Another issue we saw in Linux is that under load, one core would get saturated, doing network soft interrupt handing, throttling network IO. In Linux, a network interrupt is delivered to one of the cores, consequently all receive soft interrupt network processing happens on that one core. Additionally, we saw an excessively high rate of interrupts for certain network cards. We solved both of these by introducing “opportunistic” polling of the network interfaces. In this model, we do a combination of interrupt driven and polling driven network IO. We poll the network interface anytime we enter the network driver (typically for transmitting a packet) and from the process scheduler’s idle loop. In addition, we also take interrupts (to keep latencies bounded) but we take far fewer network interrupts (typically by setting interrupt coalescing thresholds aggressively). Since we do network transmission on every core and since we poll for network IO from the scheduler’s idle loop, we distribute network processing evenly across all cores.
Finally, as we started deploying 8-core machines and in our testing, we discovered new bottlenecks. First, memcached's stat collection relied on a global lock. A nuisance with 4 cores, with 8 cores, the lock now accounted for 20-30% of CPU usage. We eliminated this bottleneck by moving stats collection per-thread and aggregating results on-demand. Second, we noticed that as we increased the number of threads transmitting UDP packets, performance decreased. We found significant contention on the lock that protects each network device’s transmit queue. Packets are enqueued for transmission and dequeued by the device driver. This queue is managed bv Linux’s “netdevice” layer that sits in-between IP and device drivers. Packets are added and removed from the queue one at a time, causing significant contention. One of our engineers changed the dequeue algorithm to batch dequeues for transmit, drop the queue lock, and then transmit the batched packets. This change amortizes the cost of the lock acquisition over many packets and reduces lock contention significantly, allowing us to scale memcached to 8 threads on an 8-core system.
Since we’ve made all these changes, we have been able to scale memcached to handle 200,000 UDP requests per second with an average latency of 173 microseconds. The total throughput achieved is 300,000 UDP requests/s, but the latency at that request rate is too high to be useful in our system. This is an amazing increase from 50,000 UDP requests/s using the stock version of Linux and memcached.
We’re hoping to get our changes integrated into the official memcached repository soon, but until that happens, we’ve decided to release all our changes to memcached on github.
Because we have thousands and thousands of computers, each running a hundred or more Apache processes, we end up with hundreds of thousands of TCP connections open to our memcached processes. The connections themselves are not a big problem, but the way memcached allocates memory for each TCP connection is. memcached uses a per-connection buffer to read and write data out over the network. When you get into hundreds of thousands of connections, this adds up to gigabytes of memory-- memory that could be better used to store user data. To reclaim this memory for user data, we implemented a per-thread shared connection buffer pool for TCP and UDP sockets. This change enabled us to reclaim multiple gigabytes of memory per server.
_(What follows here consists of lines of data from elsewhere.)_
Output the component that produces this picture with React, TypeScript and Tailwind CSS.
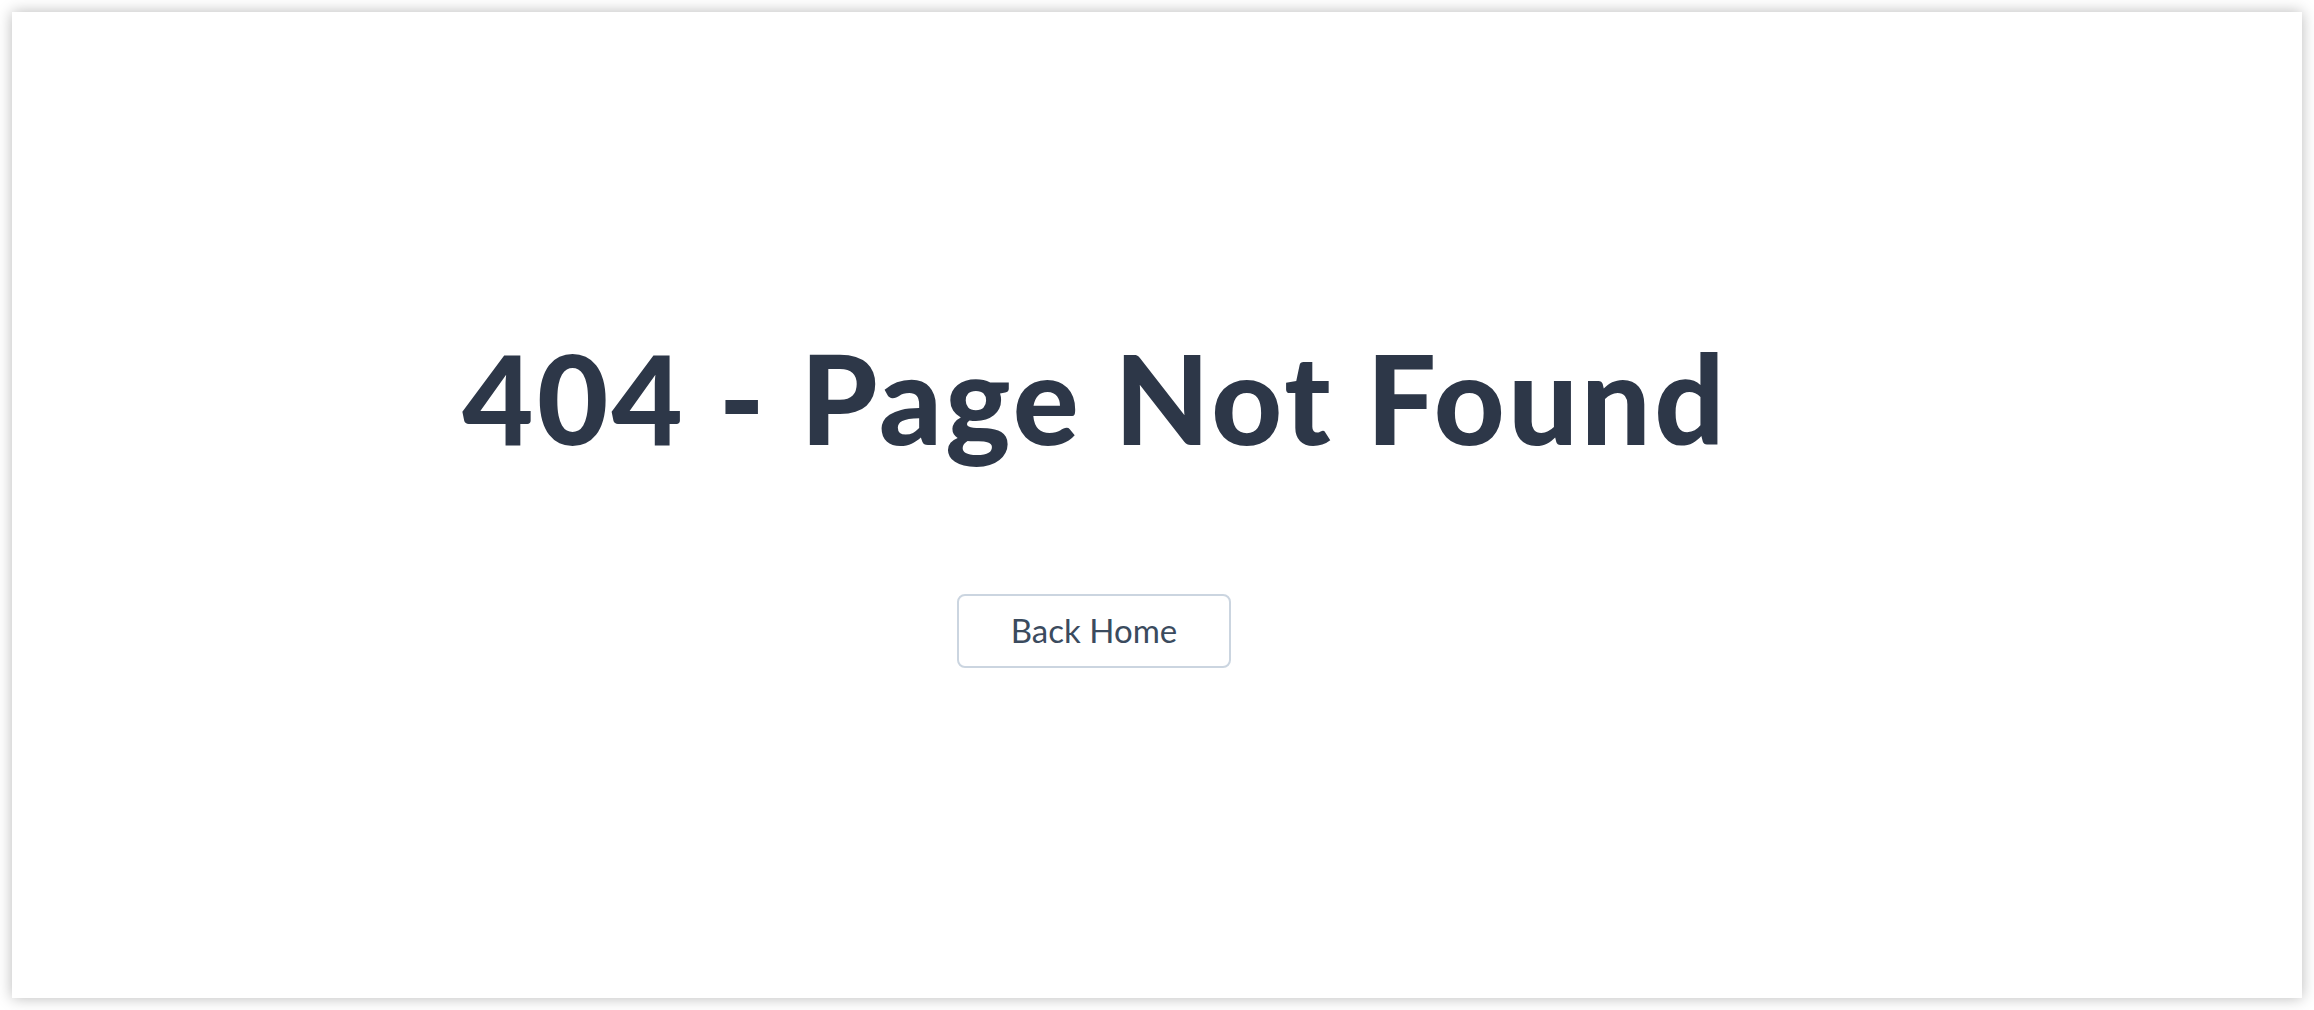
import React from 'react';

const NotFound = (): React.JSX.Element => {
  return (
    <div className="h-screen w-full bg-white p-3">
      <div className="flex h-full w-full flex-col items-center bg-white shadow-[0_0_14px_rgba(0,0,0,0.28)]">
        <h1
          className="mr-[124px] mt-[316px] text-[123px] font-black leading-[140px] tracking-[3.3px] text-[#2d3748]"
          style={{fontFamily: 'Lato, "Noto Sans", sans-serif'}}
        >
          404 - Page Not Found
        </h1>
        <button
          type="button"
          className="mr-[126px] mt-[126px] h-[74px] w-[274px] rounded-lg border-2 border-[#cbd5e0] bg-white text-[33px] text-[#3b4b5e]"
          style={{fontFamily: 'Lato, "Noto Sans", sans-serif'}}
        >
          Back Home
        </button>
      </div>
    </div>
  );
};

export default function App(): React.JSX.Element {
  return <NotFound />;
}
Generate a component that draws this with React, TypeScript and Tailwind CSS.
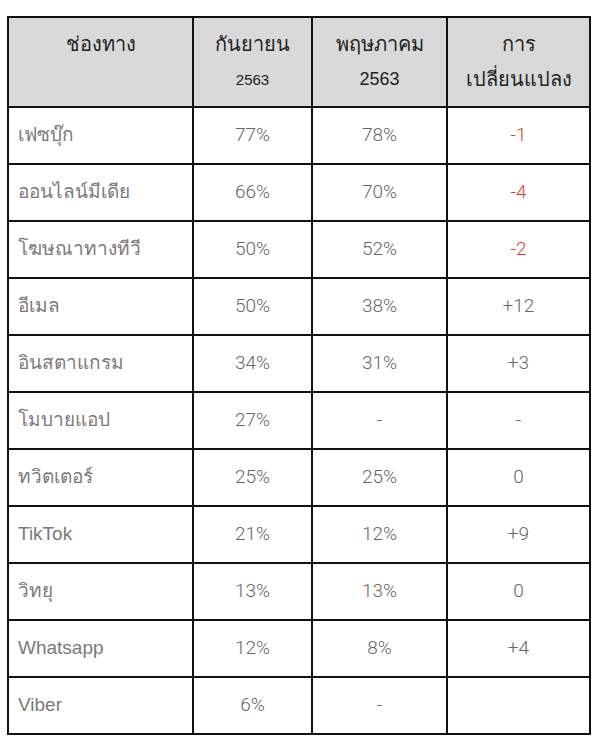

Although we improved the memory efficiency with TCP, we moved to UDP for get operations to reduce network traffic and implement application-level flow control for multi-gets (gets of hundreds of keys in parallel). We discovered that under load on Linux, UDP performance was downright horrible. This is caused by considerable lock contention on the UDP socket lock when transmitting through a single socket from multiple threads. Fixing the kernel by breaking up the lock is not easy. Instead, we used separate UDP sockets for transmitting replies (with one of these reply sockets per thread). With this change, we were able to deploy UDP without compromising performance on the backend.
Another issue we saw in Linux is that under load, one core would get saturated, doing network soft interrupt handing, throttling network IO. In Linux, a network interrupt is delivered to one of the cores, consequently all receive soft interrupt network processing happens on that one core. Additionally, we saw an excessively high rate of interrupts for certain network cards. We solved both of these by introducing “opportunistic” polling of the network interfaces. In this model, we do a combination of interrupt driven and polling driven network IO. We poll the network interface anytime we enter the network driver (typically for transmitting a packet) and from the process scheduler’s idle loop. In addition, we also take interrupts (to keep latencies bounded) but we take far fewer network interrupts (typically by setting interrupt coalescing thresholds aggressively). Since we do network transmission on every core and since we poll for network IO from the scheduler’s idle loop, we distribute network processing evenly across all cores.
Finally, as we started deploying 8-core machines and in our testing, we discovered new bottlenecks. First, memcached's stat collection relied on a global lock. A nuisance with 4 cores, with 8 cores, the lock now accounted for 20-30% of CPU usage. We eliminated this bottleneck by moving stats collection per-thread and aggregating results on-demand. Second, we noticed that as we increased the number of threads transmitting UDP packets, performance decreased. We found significant contention on the lock that protects each network device’s transmit queue. Packets are enqueued for transmission and dequeued by the device driver. This queue is managed bv Linux’s “netdevice” layer that sits in-between IP and device drivers. Packets are added and removed from the queue one at a time, causing significant contention. One of our engineers changed the dequeue algorithm to batch dequeues for transmit, drop the queue lock, and then transmit the batched packets. This change amortizes the cost of the lock acquisition over many packets and reduces lock contention significantly, allowing us to scale memcached to 8 threads on an 8-core system.
Since we’ve made all these changes, we have been able to scale memcached to handle 200,000 UDP requests per second with an average latency of 173 microseconds. The total throughput achieved is 300,000 UDP requests/s, but the latency at that request rate is too high to be useful in our system. This is an amazing increase from 50,000 UDP requests/s using the stock version of Linux and memcached.
We’re hoping to get our changes integrated into the official memcached repository soon, but until that happens, we’ve decided to release all our changes to memcached on github.